Munarman: Siapapun Sangat Mungkin Dikriminalisasi Sepanjang Oposisi terhadap Penguasa

Munarman

JAKARTA (SALAM-ONLINE): Jurnalis Islam Bersatu (JITU) bekerjasama dengan Pusat Edukasi, Rehabilitasi dan Advokasi (PERISAI) Yayasan Perisai Nusantara Esa menggelar diskusi publik bertema ‘Ranu dan Ancaman Kriminalisasi Jurnalis’ di Hotel Sofyan Inn, Tebet, Jakarta, pada Ahad (21/5).

Sebagai pembicara dalam kesempatan ini adalah Pemred Kelompok Media Hidayatullah dan anggota Dewan Syuro JITU Mahladi Murni, Pengacara Publik LBH Pers Gading Yonggar, Anggota Komisi I DPR Arwani Thomafi dan Sekretaris PP Pemuda Muhammadiyah Pedri Kasman. Hadir pula nara sumber seperti Advokat Senior Munarman, Pengurus Majelis Pustaka dan Informasi PP Muhammadiyah Mustofa Nahrawardaya dan Direktur INSISTS Adnin Armas yang juga Pemred Majalah Gontor.

Merespons paparan pembicara, Munarman mengatakan, masyarakat Indonesia pada rezim saat ini umumnya sangat mungkin dikriminalisasi sepanjang sifatnya oposisi terhadap penguasa.

Hal itu, terangnya, disebabkan watak kekuasaan yang memang seperti itu dan sangat tidak suka dengan pihak-pihak yang mengkritik atau berseberangan.

“Tinggal tunggu waktunya aja dikerjain,” ujarnya sebagaimana dilansir Islamic News Agency (INA), Ahad (21/5).

Ia menjelaskan, menurut teori Gramsci, dalam upaya menaklukkan orang lain kekuasaan menggunakan dua cara, yaitu dominasi dan hegemoni.

Dominasi, paparnya, menggunakan alat-alat yang dikuasai kekuasaan. Yakni dengan kekuasaan formil (hukum) atau juga dengan cara otoriter.

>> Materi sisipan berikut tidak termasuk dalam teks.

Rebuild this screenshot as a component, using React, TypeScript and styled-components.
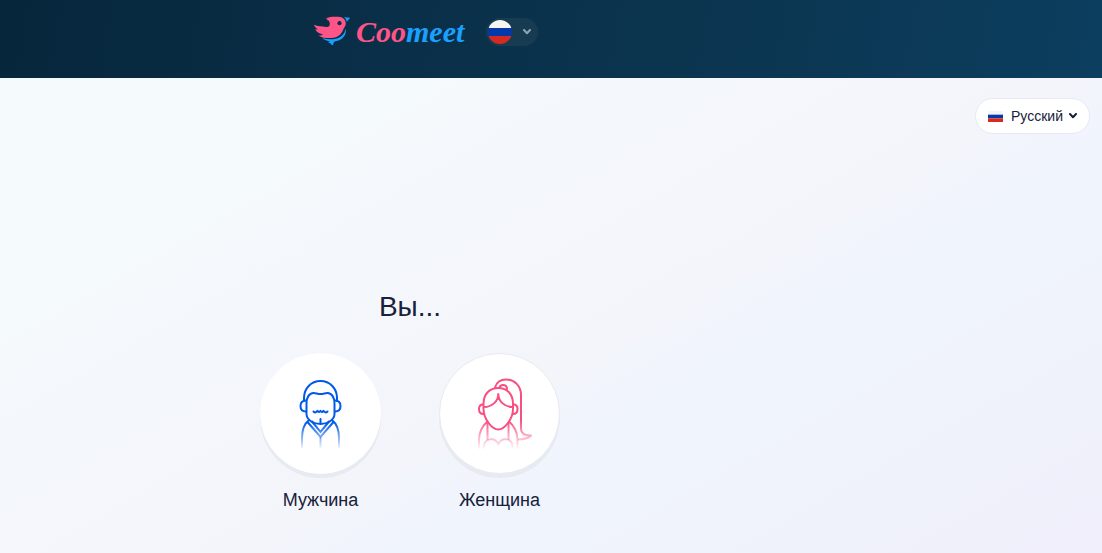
import React, { useState } from "react";
import styled, { createGlobalStyle } from "styled-components";

const GlobalStyle = createGlobalStyle`
  *, *::before, *::after { box-sizing: border-box; }
  body {
    margin: 0;
    color: #17213a;
    font-family: "Liberation Sans", Arial, sans-serif;
  }
  button, select { font: inherit; color: inherit; cursor: pointer; }
`;

const Page = styled.div`
  display: flex;
  flex-direction: column;
  min-height: 100vh;
`;

const Header = styled.header`
  display: grid;
  grid-template-columns: 1fr 282px;
  height: 78px;
  background: linear-gradient(100deg, #06263b 0%, #0a2f48 35%, #0b3550 65%, #0c3e5f 100%);
`;

const Brand = styled.div`
  display: flex;
  justify-content: center;
  align-items: center;
  gap: 20px;
  height: 64px;
  padding-left: 30px;
`;

const Logo = styled.a`
  display: flex;
  align-items: center;
  gap: 4px;
  text-decoration: none;
`;

const Wordmark = styled.span`
  width: 110px;
  font: italic bold 30px/36px "Liberation Serif", serif;
  color: #ff5487;
`;

const WordmarkTail = styled.span`
  color: #1aa0ff;
`;

const FlagButton = styled.button`
  display: flex;
  align-items: center;
  gap: 11px;
  height: 28px;
  width: 52px;
  padding: 0 0 0 2px;
  border: 0;
  border-radius: 14px;
  background: #173b51;
  color: #8fa3b8;
`;

const Main = styled.main`
  display: flex;
  flex-direction: column;
  flex: 1;
  padding: 20px 12px 40px 0;
  background: linear-gradient(150deg, #f5fafd 0%, #f5fafd 20%, #f4f6fb 45%, #f3f5fb 56%, #f0f4fd 64%, #eff2fb 84%, #f0eefb 100%);
`;

const Language = styled.label`
  display: flex;
  align-items: center;
  align-self: flex-end;
  width: 115px;
  height: 36px;
  padding: 0 12px;
  border: 1px solid #e7eaf3;
  border-radius: 18px;
  background: #fff;
`;

const LanguageSelect = styled.select`
  flex: 1;
  min-width: 0;
  margin-left: 8px;
  padding: 0;
  border: 0;
  background: none;
  appearance: none;
  font-size: 14px;
  line-height: 20px;
`;

const Chooser = styled.section`
  display: flex;
  flex-direction: column;
  align-items: center;
  margin: auto 270px 0 0;
`;

const Title = styled.h1`
  margin: 0 0 30px;
  font-size: 28px;
  line-height: 32px;
  font-weight: 400;
`;

const Choices = styled.div`
  display: flex;
  gap: 58px;
`;

const Choice = styled.button`
  display: flex;
  flex-direction: column;
  align-items: center;
  gap: 13px;
  width: 121px;
  padding: 0;
  border: 0;
  background: none;
  font-size: 18px;
  line-height: 26px;
`;

const Disc = styled.span<{ $active: boolean }>`
  display: flex;
  align-items: center;
  justify-content: center;
  width: 121px;
  height: 121px;
  border: 1px solid ${(p) => (p.$active ? "#fff" : "#e7eaf1")};
  border-radius: 50%;
  background: #fff;
  box-shadow: 0 4px 0 #e7eaf1;
`;

function Bird() {
  return (
    <svg width="40" height="36" viewBox="0 2 40 36" overflow="visible" aria-hidden="true">
      <path
        fill="#ff5487"
        d="M13.800 6.800c2-1.400 5.200-2 8.200-2h4.200c4.700 0 7.600 3 7.600 6.600 0 2.600-1.900 4.100-2.700 6.400-1.700 4.900-5.600 7.900-11.100 8.200-4.600.3-9.800.1-13.600-2.600 1.900.1 3.500-.2 4.600-1C7.700 21.900 4.600 20.100 3.200 17.200l3 .3C4 16.200 2.400 14.500 2 12.700c3.600 1.500 8 1.500 12 2.200 2.400.4 3.700-.8 3.800-2.600.1-1.700-.4-3-1.300-3.900l-2-.5 1.300-.9z"
      />
      <circle cx="27.500" cy="11.200" r="2.100" fill="#0a2f48" />
      <path fill="#1aa0ff" d="M32 5.200l6.200.5-3.500 4.100c-.3-2-1-3.500-2.700-4.600z" />
      <path
        fill="#1aa0ff"
        d="M33.600 16.500c1.400 5.600-2.800 11.700-9.400 12.500-2.200.4-3 1.300-3.100 4.300-1.400-.3-2.300-1-2.700-2l-2.200-.8 1.600-1.300c-2.400-.3-5.300-1.200-7.600-3 4.500 1 8.600 1.300 12.300.7 6.200-1 10.300-4.500 11.100-10.400z"
      />
    </svg>
  );
}

function Flag({ round = false }: { round?: boolean }) {
  const size = round ? 24 : 15;
  const height = round ? 24 : 11;
  return (
    <svg
      width={size}
      height={height}
      viewBox="0 0 24 24"
      preserveAspectRatio="none"
      aria-hidden="true"
    >
      <defs>
        <clipPath id="flag-disc">
          <circle cx="12" cy="12" r="12" />
        </clipPath>
      </defs>
      <g clipPath={round ? "url(#flag-disc)" : undefined}>
        <path fill="#f4f4f4" d="M0 0h24v8H0z" />
        <path fill="#0538a8" d="M0 8h24v8H0z" />
        <path fill="#d62a20" d="M0 16h24v8H0z" />
      </g>
    </svg>
  );
}

function Chevron() {
  return (
    <svg width="8" height="6" viewBox="0 0 8 6" aria-hidden="true">
      <path
        d="M1 1l3 3.200L7 1"
        fill="none"
        stroke="currentColor"
        strokeWidth="2"
        strokeLinecap="round"
        strokeLinejoin="round"
      />
    </svg>
  );
}

function Man() {
  return (
    <svg width="60" height="76" viewBox="291 376 60 76" aria-hidden="true">
      <defs>
        <linearGradient id="man-fade" gradientUnits="userSpaceOnUse" x1="0" y1="423" x2="0" y2="450">
          <stop offset="0" stopColor="#0059e8" />
          <stop offset="1" stopColor="#0059e8" stopOpacity="0" />
        </linearGradient>
      </defs>
      <g fill="none" stroke="#0059e8" strokeWidth="2" strokeLinecap="round" strokeLinejoin="round">
        <path d="M304 401v-3c0-9.500 7-17 16.500-17s16.500 7.500 16.500 17v3" />
        <path d="M306.500 414v-11c0-5 2.500-10 7-10 2.500 0 4 1 7 1s4.500-1 7-1c4.500 0 7 5 7 10v11c0 6-7 10-14 10s-14-4-14-10z" />
        <path d="M306 400.500c-3.500 0-5.500 2-5.500 5.500s2 5.500 5.500 5.500M335 400.500c3.500 0 5.500 2 5.500 5.500s-2 5.500-5.500 5.500" />
        <path d="M313.500 411.500c1.500 1.500 3 1 4-.7 1.200 1.500 2 1.500 3 0 1 1.500 1.800 1.500 3 0 1 1.700 2.500 2.200 4 .7" />
        <path d="M320.500 419v4.500" />
      </g>
      <g fill="none" stroke="url(#man-fade)" strokeWidth="2">
        <path d="M309 420c-5 4-7 10-7 18v10M332 420c5 4 7 10 7 18v10" />
        <path d="M307.500 422l13 15 13-15M311.500 421l9 11 9-11" />
        <path d="M320.500 437l.01 11" />
      </g>
    </svg>
  );
}

function Woman() {
  return (
    <svg width="60" height="76" viewBox="470 376 60 76" overflow="visible" aria-hidden="true">
      <defs>
        <linearGradient id="woman-fade" gradientUnits="userSpaceOnUse" x1="0" y1="420" x2="0" y2="450">
          <stop offset="0" stopColor="#f94e80" />
          <stop offset="1" stopColor="#f94e80" stopOpacity="0" />
        </linearGradient>
      </defs>
      <g fill="none" stroke="#f94e80" strokeWidth="2" strokeLinecap="round" strokeLinejoin="round">
        <path d="M483.500 404c0-10 6-16 14.800-16s14.700 6 14.700 16v5c0 10-8.500 20.500-14.700 20.500s-14.800-10.500-14.800-20.500z" />
        <path d="M498.300 394c0 7-6 13-14.300 13M498.300 394c0 7 6 13 14.300 13" />
        <path d="M483 404.500c-2.500 0-4 1.500-4 4.500s1.500 5 4.500 5M513.500 404.500c2.500 0 4 1.500 4 4.500s-1.500 5-4.500 5" />
        <path d="M495 387.500c1.500-5 5.500-8 11-8 8.500 0 15 6.500 15 15.500v20" />
        <path d="M499.500 387.500c1-3.500 7.500-3.500 7.500 1.500" />
      </g>
      <g fill="none" stroke="url(#woman-fade)" strokeWidth="2" strokeLinejoin="round">
        <path d="M521 414v15c0 4 3.500 6.500 10 6.500-3 3-7 4-13 4" />
        <path d="M488 421c-6 5-9 11-9 19v9M508.500 421c6 5 9 11 9 19v9" />
        <path d="M487.500 422v18M508.500 422v18" />
        <path d="M484 449v-2c0-9 11-10.500 14.300-2.500 3.300-8 14.300-6.500 14.300 2.500v2" />
      </g>
    </svg>
  );
}

const options = [
  { id: "man", label: "Мужчина", Icon: Man },
  { id: "woman", label: "Женщина", Icon: Woman },
];

export default function App() {
  const [active, setActive] = useState("man");
  return (
    <Page>
      <GlobalStyle />
      <Header>
        <Brand>
          <Logo href="#" aria-label="Coomeet">
            <Bird />
            <Wordmark>
              Coo<WordmarkTail>meet</WordmarkTail>
            </Wordmark>
          </Logo>
          <FlagButton type="button" aria-label="Русский" aria-haspopup="listbox">
            <Flag round />
            <Chevron />
          </FlagButton>
        </Brand>
      </Header>
      <Main>
        <Language>
          <Flag />
          <LanguageSelect aria-label="Язык">
            <option>Русский</option>
          </LanguageSelect>
          <Chevron />
        </Language>
        <Chooser>
          <Title>Вы...</Title>
          <Choices>
            {options.map(({ id, label, Icon }) => (
              <Choice key={id} type="button" aria-pressed={active === id} onClick={() => setActive(id)}>
                <Disc $active={active === id}>
                  <Icon />
                </Disc>
                {label}
              </Choice>
            ))}
          </Choices>
        </Chooser>
      </Main>
    </Page>
  );
}
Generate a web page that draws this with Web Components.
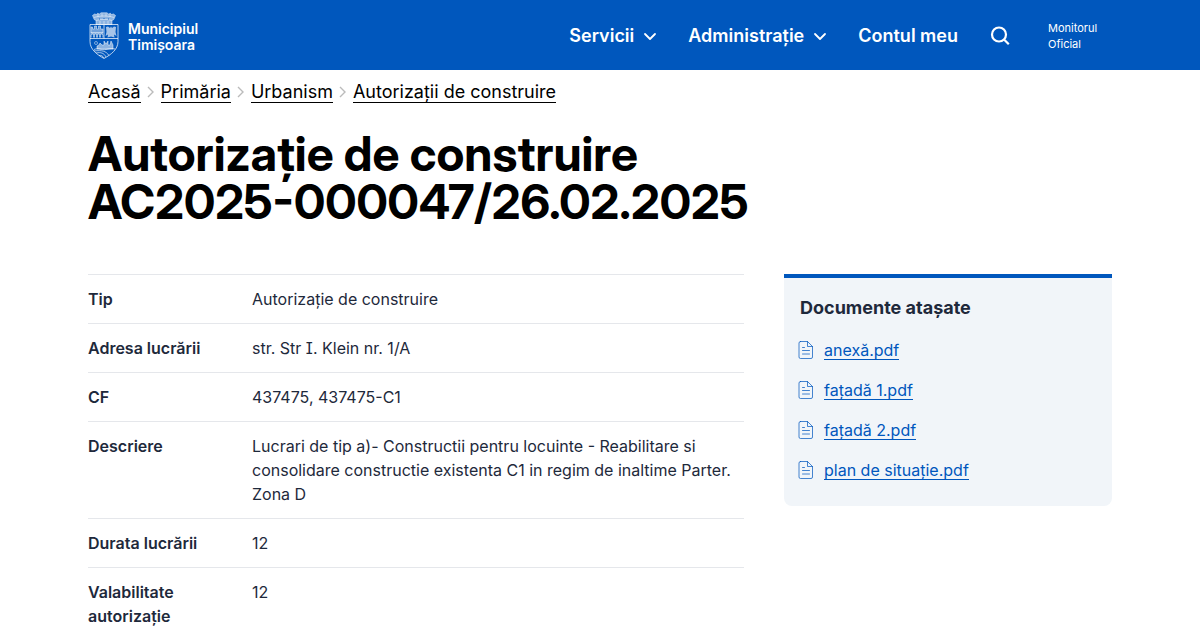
<!DOCTYPE html>
<html lang="ro">
<head>
  <meta charset="utf-8">
  <meta name="viewport" content="width=device-width, initial-scale=1">
  <title>Autorizație de construire AC2025-000047/26.02.2025</title>
  <style>
    :root {
      --blue: #0057bd;
      --ink: #1e293b;
      --line: #e5e7eb;
      --panel: #f1f5f9;
    }

    body {
      margin: 0;
      background: #fff;
      color: var(--ink);
      font: 16px/24px Inter, "Liberation Sans", sans-serif;
    }

    main {
      max-width: 1024px;
      margin: 0 auto;
      padding: 8px 24px 0;
    }

    h1 {
      margin: 24px 0 48px;
      color: #000;
      font-family: "Inter Display", Inter, "Liberation Sans", sans-serif;
      font-variation-settings: "opsz" 32;
      font-size: 48px;
      line-height: 48px;
      font-weight: 700;
    }

    .columns {
      display: grid;
      grid-template-columns: 2fr 1fr;
      align-items: start;
      gap: 40px;
    }

    @media (max-width: 800px) {
      .columns {
        grid-template-columns: 1fr;
      }
    }
  </style>
</head>
<body>
  <site-header>
    <nav-item menu>Servicii</nav-item>
    <nav-item menu>Administrație</nav-item>
    <nav-item>Contul meu</nav-item>
  </site-header>

  <main>
    <bread-crumbs></bread-crumbs>
    <h1>Autorizație de construire<br>AC2025-000047/26.02.2025</h1>
    <div class="columns">
      <permit-details></permit-details>
      <docs-panel heading="Documente atașate">
        <doc-link>anexă.pdf</doc-link>
        <doc-link>fațadă 1.pdf</doc-link>
        <doc-link>fațadă 2.pdf</doc-link>
        <doc-link>plan de situație.pdf</doc-link>
      </docs-panel>
    </div>
  </main>

  <script>
    // attaches an open shadow root filled from a template
    function render(host, html) {
      const template = document.createElement("template");
      template.innerHTML = html;
      host.attachShadow({ mode: "open" }).appendChild(template.content.cloneNode(true));
    }

    class CityCrest extends HTMLElement {
      constructor() {
        super();
        render(this, `
          <style>
            :host { display: block; }
            svg { display: block; }
          </style>
          <svg width="32" height="48" viewBox="0 0 32 48" fill="none" stroke="#fff" stroke-opacity=".8" stroke-width=".6" aria-hidden="true">
            <!-- mural crown -->
            <path d="M4.500 3.500l2-1.500 2 .5 1-1.200 2 .7 1.500-1.200h6l1.500 1.200 2-.7 1 1.200 2-.5 2 1.500-1.700 4-1.800 1v4h-16v-4l-1.800-1z" fill="#fff" fill-opacity=".55"/>
            <path d="M6 5.500c6-2 14-2 20 0M8 8.500c5-1.500 11-1.500 16 0M10 2v3M14 1.500v3M18 1.500v3M22 2v3M12 9v3M16 9v3M20 9v3"/>
            <path d="M11 7h1M15.500 6.500h1M20 7h1" stroke="#0057bd" stroke-width="1"/>
            <!-- shield -->
            <path d="M2 12.500h28v17c0 8-7 13-14 17-7-4-14-9-14-17z" stroke-width=".9"/>
            <path d="M2 26.500h28M16 13v13.500" stroke-width=".9"/>
            <!-- fort and bridge -->
            <path d="M3 17v-2h1.500v2h2v-3h2v3h2v-3h2v3H15v4H3z" fill="#fff" fill-opacity=".45"/>
            <path d="M3 21h12M3 25.500v-2a1.200 1.200 0 0 1 3 0v2M6 25.500v-2a1.200 1.200 0 0 1 3 0v2M9 25.500v-2a1.200 1.200 0 0 1 3 0v2M12 25.500v-2a1.200 1.200 0 0 1 3 0v2" stroke-width=".9"/>
            <!-- eagle -->
            <path d="M23 14.500l1 1.500 2-1.500 2 .5-.5 5 1 4-2.500-1.500.5 3-3.500-1-3.500 1 .5-3-2.500 1.500 1-4-.5-5 2-.5 2 1.500z" fill="#fff" fill-opacity=".65" stroke="none"/>
            <!-- sun, city and river -->
            <circle cx="8" cy="31" r="1.500"/>
            <path d="M9 37v-3l2-1 1-2 2 2h2v-4l2 3 2-3v4h2l1-4 2 4v4z" fill="#fff" fill-opacity=".55"/>
            <path d="M6 37.500c5-2 7 1 12 0s6-1 9-.5M6 39c8-1 12 0 15 4.500M8 41c5-1 8 0 10 4M11 43.500c2-.5 4 .5 5 2.500" stroke-width=".8"/>
          </svg>
        `);
      }
    }

    class NavItem extends HTMLElement {
      constructor() {
        super();
        // entries with a submenu are buttons, the rest are plain links
        const menu = this.hasAttribute("menu");
        render(this, `
          <style>
            :host { display: block; }
            a, button {
              display: flex;
              align-items: center;
              gap: 8px;
              padding: 0;
              border: 0;
              background: none;
              color: #fff;
              font: 600 18px/28px Inter, "Liberation Sans", sans-serif;
              text-decoration: none;
              white-space: nowrap;
              cursor: pointer;
            }
          </style>
          ${menu
            ? `<button type="button" aria-haspopup="true"><slot></slot>
                <svg width="16" height="16" viewBox="0 0 16 16" fill="none" stroke="#fff" stroke-width="1.800" stroke-linecap="round" stroke-linejoin="round" aria-hidden="true"><path d="M3 6l5 5 5-5"/></svg>
              </button>`
            : `<a href="#"><slot></slot></a>`}
        `);
      }
    }

    class SiteHeader extends HTMLElement {
      constructor() {
        super();
        render(this, `
          <style>
            :host { display: block; background: var(--blue); color: #fff; }
            .bar {
              display: flex;
              align-items: center;
              justify-content: space-between;
              gap: 24px;
              max-width: 1024px;
              min-height: 68px;
              margin: 0 auto;
              padding: 2px 24px 0;
            }
            a { color: #fff; text-decoration: none; }
            .brand {
              display: flex;
              align-items: center;
              gap: 8px;
              font-size: 14px;
              line-height: 16px;
              font-weight: 600;
            }
            .brand span { padding-top: 2px; }
            nav { display: flex; align-items: center; gap: 30px; }
            button { display: flex; padding: 0; border: 0; background: none; cursor: pointer; }
            .monitor {
              width: 64px;
              margin-left: 6px;
              font-size: 11px;
              line-height: 16px;
            }
          </style>
          <header class="bar">
            <a class="brand" href="#"><city-crest></city-crest><span>Municipiul<br>Timișoara</span></a>
            <nav>
              <slot></slot>
              <button type="button" aria-label="Căutare">
                <svg width="24" height="24" viewBox="0 0 24 24" fill="none" stroke="#fff" stroke-width="2.200" aria-hidden="true"><circle cx="11" cy="10.500" r="7"/><path d="M16 15.500l4.800 4.800"/></svg>
              </button>
              <a class="monitor" href="#">Monitorul Oficial</a>
            </nav>
          </header>
        `);
      }
    }

    class BreadCrumbs extends HTMLElement {
      constructor() {
        super();
        const items = ["Acasă", "Primăria", "Urbanism", "Autorizații de construire"];
        render(this, `
          <style>
            :host { display: block; font-size: 18px; line-height: 28px; }
            ol { display: flex; flex-wrap: wrap; margin: 0; padding: 0; list-style: none; }
            li { display: flex; align-items: center; min-height: 28px; }
            a {
              color: #000;
              line-height: 20px;
              text-decoration: none;
              border-bottom: 1px solid #000;
            }
            svg { margin: 0 6px; }
          </style>
          <nav aria-label="Fir de navigare">
            <ol>${items.map((item, i) => `<li>${i
              ? `<svg width="8" height="12" viewBox="0 0 8 12" fill="none" stroke="#bbb" stroke-width="1.400" aria-hidden="true"><path d="M1 1l5 5-5 5"/></svg>`
              : ""}<a href="#">${item}</a></li>`).join("")}</ol>
          </nav>
        `);
      }
    }

    class PermitDetails extends HTMLElement {
      constructor() {
        super();
        const rows = [
          ["Tip", "Autorizație de construire"],
          ["Adresa lucrării", "str. Str I. Klein nr. 1/A"],
          ["CF", "437475, 437475-C1"],
          ["Descriere", "Lucrari de tip a)- Constructii pentru locuinte - Reabilitare si consolidare constructie existenta C1 in regim de inaltime Parter. Zona D"],
          ["Durata lucrării", "12"],
          ["Valabilitate autorizație", "12"],
        ];
        render(this, `
          <style>
            :host { display: block; }
            table { width: 100%; border-collapse: collapse; table-layout: fixed; }
            th, td {
              padding: 12px 0;
              border-top: 1px solid var(--line);
              text-align: left;
              vertical-align: top;
            }
            th { width: 25%; box-sizing: border-box; padding-right: 16px; font-weight: 600; }
            td { font-feature-settings: "cv08"; }
          </style>
          <table>
            <tbody>${rows.map(([name, value]) =>
              `<tr><th scope="row">${name}</th><td>${value}</td></tr>`).join("")}</tbody>
          </table>
        `);
      }
    }

    class DocLink extends HTMLElement {
      constructor() {
        super();
        render(this, `
          <style>
            :host { display: flex; align-items: center; gap: 10px; }
            a {
              color: var(--blue);
              line-height: 18px;
              text-decoration: none;
              border-bottom: 1px solid var(--blue);
            }
          </style>
          <svg width="16" height="20" viewBox="0 0 16 20" fill="none" stroke="#0057bd" stroke-opacity=".8" stroke-width=".9" stroke-linecap="round" stroke-linejoin="round" aria-hidden="true">
            <path d="M2.500 1.500h7l5 5v10.500a1.500 1.500 0 0 1-1.500 1.500H2.500A1.500 1.500 0 0 1 1 17V3a1.500 1.500 0 0 1 1.500-1.500z"/>
            <path d="M9.500 1.500v5h5"/>
            <path d="M4.500 7.500h2M4.500 10.500h7M4.500 14h7"/>
          </svg>
          <a href="#"><slot></slot></a>
        `);
      }
    }

    class DocsPanel extends HTMLElement {
      constructor() {
        super();
        render(this, `
          <style>
            :host {
              display: block;
              padding: 16px 16px 24px 14px;
              border-top: 4px solid var(--blue);
              border-radius: 0 0 8px 8px;
              background: var(--panel);
            }
            h2 { margin: 0 0 16px 2px; font-size: 18px; line-height: 28px; font-weight: 700; }
            .list { display: grid; gap: 16px; }
            ::slotted(doc-link) { min-height: 24px; }
          </style>
          <h2>${this.getAttribute("heading")}</h2>
          <div class="list"><slot></slot></div>
        `);
      }
    }

    customElements.define("city-crest", CityCrest);
    customElements.define("nav-item", NavItem);
    customElements.define("site-header", SiteHeader);
    customElements.define("bread-crumbs", BreadCrumbs);
    customElements.define("permit-details", PermitDetails);
    customElements.define("doc-link", DocLink);
    customElements.define("docs-panel", DocsPanel);
  </script>
</body>
</html>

“Hukum sendiri sebetulnya adalah alat represif yang disediakan dengan sengaja untuk penguasa mengontrol publik,” ungkapnya.

Baca Juga

Sedangkan hukum sebagai alat kontrol sosial, kata dia, maka digunakan cara hegemoni. Yaitu penaklukan secara lunak, misalnya alam pikiran, sehingga, ia mencontohkan, banyak yang tidak sadar seseorang bekerja untuk penguasa karena menganggap penguasa tersebut benar.

Adapun, lanjut Munarman, umat Islam saat ini dalam kondisi yang dihegemoni, bukan menghegemoni, lantaran yang sedang berkuasa adalah ideologi politik sekuler.

Karenanya, akan dianggap aneh ketika seorang jurnalis Muslim membongkar, yang dalam bahasa agama, disebut kemaksiatan.

“Jadi sepanjang nilai-nilai yang dianut penguasa atau suatu peradaban adalah nilai yang rusak atau mengandung kerusakan, maka sepanjang itu juga terjadi penghambatan kepada wartawan yang menolak kemaksiatan tersebut,” paparnya.

Oleh karena itu, Munarman menilai, kriminalisasi seperti yang dihadapi jurnalis Muslim Ranu Muda saat meliput kemaksiatan di Resto & Bar Social Kitchen Solo, Desember 2016 lalu adalah akibat hilir dari pertarungan suatu peradaban.

Ia mengimbau, penting bagi media Islam untuk mengedukasi masyarakat terlebih dahulu mengenai aspek dominasi dalam teori Gramsci sebelum regulasi itu nantinya bisa dijadikan alat represif untuk mendukung tindak kemaksiatan.

“Menurut saya fungsi media Islam untuk mendorong itu, bermain dalam kerangka besarnya. Media Islam harus masuk pada pertempuran peradaban,” imbuhnya.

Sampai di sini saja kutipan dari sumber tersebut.